### [INSTRUCTIONS FOR THE TASK]
Reproduce, exactly and in full, the lines from the one with "What React, TypeScript" through the one with "string; width?: number;" in the data below; drop pictures.

[Items from a data source]
__________________________________________________
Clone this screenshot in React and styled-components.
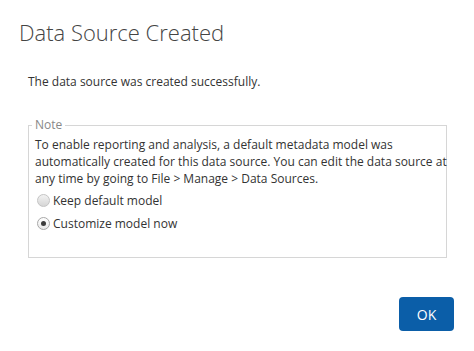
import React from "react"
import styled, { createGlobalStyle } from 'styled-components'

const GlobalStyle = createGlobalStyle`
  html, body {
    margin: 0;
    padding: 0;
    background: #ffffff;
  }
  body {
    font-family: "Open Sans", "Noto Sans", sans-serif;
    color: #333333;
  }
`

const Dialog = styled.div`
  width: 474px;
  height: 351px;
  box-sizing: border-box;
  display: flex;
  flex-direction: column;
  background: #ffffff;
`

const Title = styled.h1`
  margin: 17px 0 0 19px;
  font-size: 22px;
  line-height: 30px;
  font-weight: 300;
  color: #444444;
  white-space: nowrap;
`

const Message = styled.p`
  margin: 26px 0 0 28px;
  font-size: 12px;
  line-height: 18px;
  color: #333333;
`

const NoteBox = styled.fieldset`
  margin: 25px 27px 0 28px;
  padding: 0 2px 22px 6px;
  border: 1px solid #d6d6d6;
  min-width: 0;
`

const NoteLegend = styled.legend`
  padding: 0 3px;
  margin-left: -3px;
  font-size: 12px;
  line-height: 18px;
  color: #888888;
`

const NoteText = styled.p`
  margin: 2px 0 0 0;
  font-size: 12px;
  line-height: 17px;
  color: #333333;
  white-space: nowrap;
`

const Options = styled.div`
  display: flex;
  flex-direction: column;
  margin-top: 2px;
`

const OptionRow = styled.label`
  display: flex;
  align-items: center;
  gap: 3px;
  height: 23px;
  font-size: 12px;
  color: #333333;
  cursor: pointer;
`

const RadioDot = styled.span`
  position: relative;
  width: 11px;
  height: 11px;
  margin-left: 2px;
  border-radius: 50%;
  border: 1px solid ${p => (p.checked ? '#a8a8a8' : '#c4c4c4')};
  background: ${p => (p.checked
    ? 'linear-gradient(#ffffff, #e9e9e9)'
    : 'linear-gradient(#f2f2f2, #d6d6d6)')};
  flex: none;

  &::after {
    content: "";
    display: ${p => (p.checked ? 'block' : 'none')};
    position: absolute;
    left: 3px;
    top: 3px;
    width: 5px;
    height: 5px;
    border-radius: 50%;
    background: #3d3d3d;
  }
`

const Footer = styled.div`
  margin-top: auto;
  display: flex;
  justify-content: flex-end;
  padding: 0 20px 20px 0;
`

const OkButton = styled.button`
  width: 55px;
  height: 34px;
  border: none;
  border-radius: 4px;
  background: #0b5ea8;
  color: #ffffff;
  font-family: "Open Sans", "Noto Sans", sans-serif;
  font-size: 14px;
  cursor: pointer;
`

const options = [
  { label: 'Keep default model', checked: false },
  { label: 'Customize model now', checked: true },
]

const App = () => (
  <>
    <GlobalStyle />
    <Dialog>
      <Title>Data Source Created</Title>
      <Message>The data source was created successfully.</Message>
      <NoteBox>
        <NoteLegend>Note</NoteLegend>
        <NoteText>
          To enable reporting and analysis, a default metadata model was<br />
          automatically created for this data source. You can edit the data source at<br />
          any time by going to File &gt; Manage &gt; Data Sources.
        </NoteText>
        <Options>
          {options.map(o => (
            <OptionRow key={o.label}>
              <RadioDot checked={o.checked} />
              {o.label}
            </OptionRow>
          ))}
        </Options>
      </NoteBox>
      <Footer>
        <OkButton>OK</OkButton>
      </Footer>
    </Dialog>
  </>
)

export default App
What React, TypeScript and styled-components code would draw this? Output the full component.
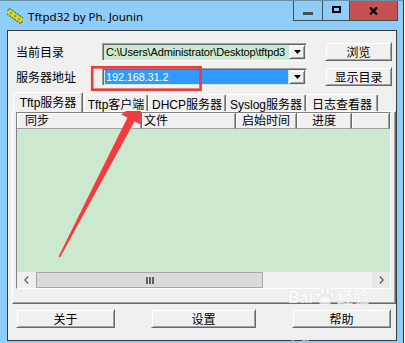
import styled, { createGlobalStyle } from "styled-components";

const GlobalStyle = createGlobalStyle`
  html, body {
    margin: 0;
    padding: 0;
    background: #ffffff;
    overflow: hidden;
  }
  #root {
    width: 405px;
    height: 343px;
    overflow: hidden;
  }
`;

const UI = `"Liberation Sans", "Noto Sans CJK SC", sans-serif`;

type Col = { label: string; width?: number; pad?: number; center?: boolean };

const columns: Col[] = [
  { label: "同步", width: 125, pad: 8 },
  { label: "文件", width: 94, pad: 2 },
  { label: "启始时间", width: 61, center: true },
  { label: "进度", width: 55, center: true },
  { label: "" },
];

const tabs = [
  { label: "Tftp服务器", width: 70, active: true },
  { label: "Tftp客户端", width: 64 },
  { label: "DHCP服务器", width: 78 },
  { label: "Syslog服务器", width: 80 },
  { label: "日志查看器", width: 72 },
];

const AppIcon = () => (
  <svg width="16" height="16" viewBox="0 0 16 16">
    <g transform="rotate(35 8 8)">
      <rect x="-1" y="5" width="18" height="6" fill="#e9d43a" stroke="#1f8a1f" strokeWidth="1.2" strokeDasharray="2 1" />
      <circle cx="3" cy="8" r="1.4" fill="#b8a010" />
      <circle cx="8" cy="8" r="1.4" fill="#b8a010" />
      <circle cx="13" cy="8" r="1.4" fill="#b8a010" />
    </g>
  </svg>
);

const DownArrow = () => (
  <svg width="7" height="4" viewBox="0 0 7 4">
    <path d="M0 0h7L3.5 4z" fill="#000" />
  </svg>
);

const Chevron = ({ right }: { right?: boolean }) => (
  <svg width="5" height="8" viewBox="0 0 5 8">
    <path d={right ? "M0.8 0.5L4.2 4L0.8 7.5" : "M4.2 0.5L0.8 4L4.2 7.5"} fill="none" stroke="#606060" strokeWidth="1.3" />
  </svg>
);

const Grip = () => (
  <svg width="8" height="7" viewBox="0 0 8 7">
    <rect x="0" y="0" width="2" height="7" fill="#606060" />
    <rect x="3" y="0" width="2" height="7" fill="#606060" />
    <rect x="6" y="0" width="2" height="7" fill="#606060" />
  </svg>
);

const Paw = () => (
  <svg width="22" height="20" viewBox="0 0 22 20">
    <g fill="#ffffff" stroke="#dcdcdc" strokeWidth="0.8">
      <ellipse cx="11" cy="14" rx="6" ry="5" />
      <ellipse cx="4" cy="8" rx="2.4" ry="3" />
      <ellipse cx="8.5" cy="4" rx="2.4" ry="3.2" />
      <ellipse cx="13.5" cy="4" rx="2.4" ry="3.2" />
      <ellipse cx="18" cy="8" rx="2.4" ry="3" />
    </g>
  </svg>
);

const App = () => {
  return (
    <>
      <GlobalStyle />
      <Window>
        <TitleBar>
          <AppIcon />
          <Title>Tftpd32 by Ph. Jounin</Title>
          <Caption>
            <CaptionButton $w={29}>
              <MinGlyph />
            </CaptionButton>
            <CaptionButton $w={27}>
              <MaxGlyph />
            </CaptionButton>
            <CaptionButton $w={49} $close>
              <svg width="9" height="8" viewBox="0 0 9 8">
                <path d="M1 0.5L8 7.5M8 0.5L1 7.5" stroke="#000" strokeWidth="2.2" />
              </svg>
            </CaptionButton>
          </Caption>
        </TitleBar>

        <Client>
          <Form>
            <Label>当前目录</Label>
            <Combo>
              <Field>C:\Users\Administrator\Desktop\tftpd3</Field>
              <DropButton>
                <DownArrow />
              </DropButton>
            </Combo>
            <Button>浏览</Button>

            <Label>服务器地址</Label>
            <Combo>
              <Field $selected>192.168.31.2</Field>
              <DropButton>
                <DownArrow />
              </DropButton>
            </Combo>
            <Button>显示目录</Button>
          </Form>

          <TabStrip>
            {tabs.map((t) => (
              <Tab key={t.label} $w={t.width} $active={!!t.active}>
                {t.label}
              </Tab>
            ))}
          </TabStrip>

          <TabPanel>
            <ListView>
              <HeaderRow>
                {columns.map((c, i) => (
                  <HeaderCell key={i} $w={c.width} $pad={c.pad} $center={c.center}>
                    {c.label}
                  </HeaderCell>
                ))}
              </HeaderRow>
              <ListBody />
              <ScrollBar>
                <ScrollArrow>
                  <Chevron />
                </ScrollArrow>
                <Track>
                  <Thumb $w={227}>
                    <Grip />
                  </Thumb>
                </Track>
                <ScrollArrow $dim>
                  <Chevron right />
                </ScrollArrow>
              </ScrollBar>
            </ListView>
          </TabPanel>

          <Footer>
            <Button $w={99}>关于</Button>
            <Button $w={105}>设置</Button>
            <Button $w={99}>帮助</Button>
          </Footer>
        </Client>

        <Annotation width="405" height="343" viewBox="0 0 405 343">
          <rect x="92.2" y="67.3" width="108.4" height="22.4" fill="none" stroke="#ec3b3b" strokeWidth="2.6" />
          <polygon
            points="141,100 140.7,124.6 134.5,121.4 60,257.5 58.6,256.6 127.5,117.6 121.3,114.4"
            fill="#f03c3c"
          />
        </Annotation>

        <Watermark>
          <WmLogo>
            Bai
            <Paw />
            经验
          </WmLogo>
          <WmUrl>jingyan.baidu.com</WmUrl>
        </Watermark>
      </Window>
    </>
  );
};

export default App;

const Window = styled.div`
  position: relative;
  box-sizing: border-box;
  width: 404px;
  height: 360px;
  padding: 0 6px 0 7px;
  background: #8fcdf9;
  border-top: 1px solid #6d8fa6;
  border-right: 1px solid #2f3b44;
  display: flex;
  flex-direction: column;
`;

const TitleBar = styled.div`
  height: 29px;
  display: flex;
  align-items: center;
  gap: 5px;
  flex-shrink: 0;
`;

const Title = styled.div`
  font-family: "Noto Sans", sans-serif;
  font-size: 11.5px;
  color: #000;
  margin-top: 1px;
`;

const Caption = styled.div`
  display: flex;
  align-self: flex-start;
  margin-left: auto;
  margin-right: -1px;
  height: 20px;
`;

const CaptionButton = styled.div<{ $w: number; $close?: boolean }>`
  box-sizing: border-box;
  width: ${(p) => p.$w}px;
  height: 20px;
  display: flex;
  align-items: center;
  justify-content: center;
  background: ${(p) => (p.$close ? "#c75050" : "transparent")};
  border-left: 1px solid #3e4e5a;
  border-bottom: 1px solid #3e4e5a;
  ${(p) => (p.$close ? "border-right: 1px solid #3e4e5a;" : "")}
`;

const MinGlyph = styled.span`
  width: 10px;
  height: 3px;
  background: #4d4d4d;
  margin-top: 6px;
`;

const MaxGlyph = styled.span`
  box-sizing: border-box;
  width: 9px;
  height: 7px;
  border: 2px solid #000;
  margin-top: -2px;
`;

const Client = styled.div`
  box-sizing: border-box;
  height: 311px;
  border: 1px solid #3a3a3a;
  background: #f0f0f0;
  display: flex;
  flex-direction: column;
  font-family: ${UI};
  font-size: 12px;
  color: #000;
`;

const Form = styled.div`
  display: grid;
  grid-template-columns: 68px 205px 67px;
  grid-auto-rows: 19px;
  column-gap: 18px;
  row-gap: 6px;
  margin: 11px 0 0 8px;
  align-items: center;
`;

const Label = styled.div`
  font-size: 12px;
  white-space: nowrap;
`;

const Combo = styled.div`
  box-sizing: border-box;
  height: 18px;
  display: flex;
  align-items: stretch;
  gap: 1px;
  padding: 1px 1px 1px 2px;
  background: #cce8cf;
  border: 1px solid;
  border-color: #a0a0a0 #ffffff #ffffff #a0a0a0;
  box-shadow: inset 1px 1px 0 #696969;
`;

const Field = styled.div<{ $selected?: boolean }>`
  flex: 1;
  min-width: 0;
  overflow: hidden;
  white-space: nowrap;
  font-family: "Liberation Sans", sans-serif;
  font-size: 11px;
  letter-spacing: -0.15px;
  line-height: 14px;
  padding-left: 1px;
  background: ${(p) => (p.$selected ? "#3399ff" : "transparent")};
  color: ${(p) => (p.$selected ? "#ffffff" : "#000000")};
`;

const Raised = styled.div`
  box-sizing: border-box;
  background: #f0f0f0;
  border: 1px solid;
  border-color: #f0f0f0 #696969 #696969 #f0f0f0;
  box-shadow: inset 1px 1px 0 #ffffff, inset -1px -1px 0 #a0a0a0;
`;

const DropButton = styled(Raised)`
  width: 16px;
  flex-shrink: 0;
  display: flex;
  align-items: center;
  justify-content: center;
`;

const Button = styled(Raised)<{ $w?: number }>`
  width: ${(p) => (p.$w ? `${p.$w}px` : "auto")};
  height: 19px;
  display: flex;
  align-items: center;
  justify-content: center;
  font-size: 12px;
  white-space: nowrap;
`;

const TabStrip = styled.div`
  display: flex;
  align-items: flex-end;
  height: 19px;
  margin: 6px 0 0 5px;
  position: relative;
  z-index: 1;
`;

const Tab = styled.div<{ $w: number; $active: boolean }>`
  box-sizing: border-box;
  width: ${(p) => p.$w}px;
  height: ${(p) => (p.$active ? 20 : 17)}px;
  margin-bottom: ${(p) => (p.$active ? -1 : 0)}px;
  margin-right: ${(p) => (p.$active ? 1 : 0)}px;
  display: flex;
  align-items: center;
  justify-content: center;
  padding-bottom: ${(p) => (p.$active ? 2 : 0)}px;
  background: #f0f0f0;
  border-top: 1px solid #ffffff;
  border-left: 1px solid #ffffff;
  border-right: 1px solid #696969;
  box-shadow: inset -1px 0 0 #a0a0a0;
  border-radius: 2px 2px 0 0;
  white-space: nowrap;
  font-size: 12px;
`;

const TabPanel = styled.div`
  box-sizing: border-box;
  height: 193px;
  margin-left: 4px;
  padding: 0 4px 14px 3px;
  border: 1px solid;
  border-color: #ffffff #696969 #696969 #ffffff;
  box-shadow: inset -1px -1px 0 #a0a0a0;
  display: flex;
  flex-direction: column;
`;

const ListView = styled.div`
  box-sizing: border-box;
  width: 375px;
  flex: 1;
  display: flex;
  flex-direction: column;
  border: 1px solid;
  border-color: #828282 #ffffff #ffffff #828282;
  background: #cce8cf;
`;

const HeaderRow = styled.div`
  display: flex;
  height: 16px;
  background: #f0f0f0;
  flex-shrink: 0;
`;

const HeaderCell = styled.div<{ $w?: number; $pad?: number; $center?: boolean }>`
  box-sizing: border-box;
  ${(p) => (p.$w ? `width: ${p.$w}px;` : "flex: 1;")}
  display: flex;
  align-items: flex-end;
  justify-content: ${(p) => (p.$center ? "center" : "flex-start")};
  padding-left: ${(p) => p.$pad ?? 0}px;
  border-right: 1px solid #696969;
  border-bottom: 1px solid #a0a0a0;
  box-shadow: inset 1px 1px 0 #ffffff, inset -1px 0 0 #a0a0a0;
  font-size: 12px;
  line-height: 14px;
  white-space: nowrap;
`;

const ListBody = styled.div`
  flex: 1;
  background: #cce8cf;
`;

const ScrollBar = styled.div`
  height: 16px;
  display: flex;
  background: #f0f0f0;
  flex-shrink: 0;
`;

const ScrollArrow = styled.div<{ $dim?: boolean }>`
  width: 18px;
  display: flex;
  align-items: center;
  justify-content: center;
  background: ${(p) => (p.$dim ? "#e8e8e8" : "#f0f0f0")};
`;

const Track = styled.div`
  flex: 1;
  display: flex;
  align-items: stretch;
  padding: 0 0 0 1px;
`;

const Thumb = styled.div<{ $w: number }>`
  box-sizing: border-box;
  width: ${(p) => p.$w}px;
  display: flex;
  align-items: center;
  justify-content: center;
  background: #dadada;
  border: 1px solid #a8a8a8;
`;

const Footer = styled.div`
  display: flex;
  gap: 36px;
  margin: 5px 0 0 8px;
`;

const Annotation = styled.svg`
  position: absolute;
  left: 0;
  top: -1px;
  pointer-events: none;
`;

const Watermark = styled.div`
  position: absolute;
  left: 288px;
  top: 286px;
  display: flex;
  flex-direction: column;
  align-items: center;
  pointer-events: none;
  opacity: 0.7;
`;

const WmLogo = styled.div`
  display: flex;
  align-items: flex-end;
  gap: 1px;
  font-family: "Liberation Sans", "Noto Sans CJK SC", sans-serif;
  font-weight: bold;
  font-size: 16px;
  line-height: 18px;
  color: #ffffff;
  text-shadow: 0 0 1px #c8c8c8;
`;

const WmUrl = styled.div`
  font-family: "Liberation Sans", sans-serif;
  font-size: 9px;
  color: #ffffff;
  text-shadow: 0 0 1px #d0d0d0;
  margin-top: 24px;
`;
__________________________________________________
### [RESPONSE]
What React, TypeScript and styled-components code would draw this? Output the full component.
import styled, { createGlobalStyle } from "styled-components";

const GlobalStyle = createGlobalStyle`
  html, body {
    margin: 0;
    padding: 0;
    background: #ffffff;
    overflow: hidden;
  }
  #root {
    width: 405px;
    height: 343px;
    overflow: hidden;
  }
`;

const UI = `"Liberation Sans", "Noto Sans CJK SC", sans-serif`;

type Col = { label: string; width?: number; pad?: number; center?: boolean };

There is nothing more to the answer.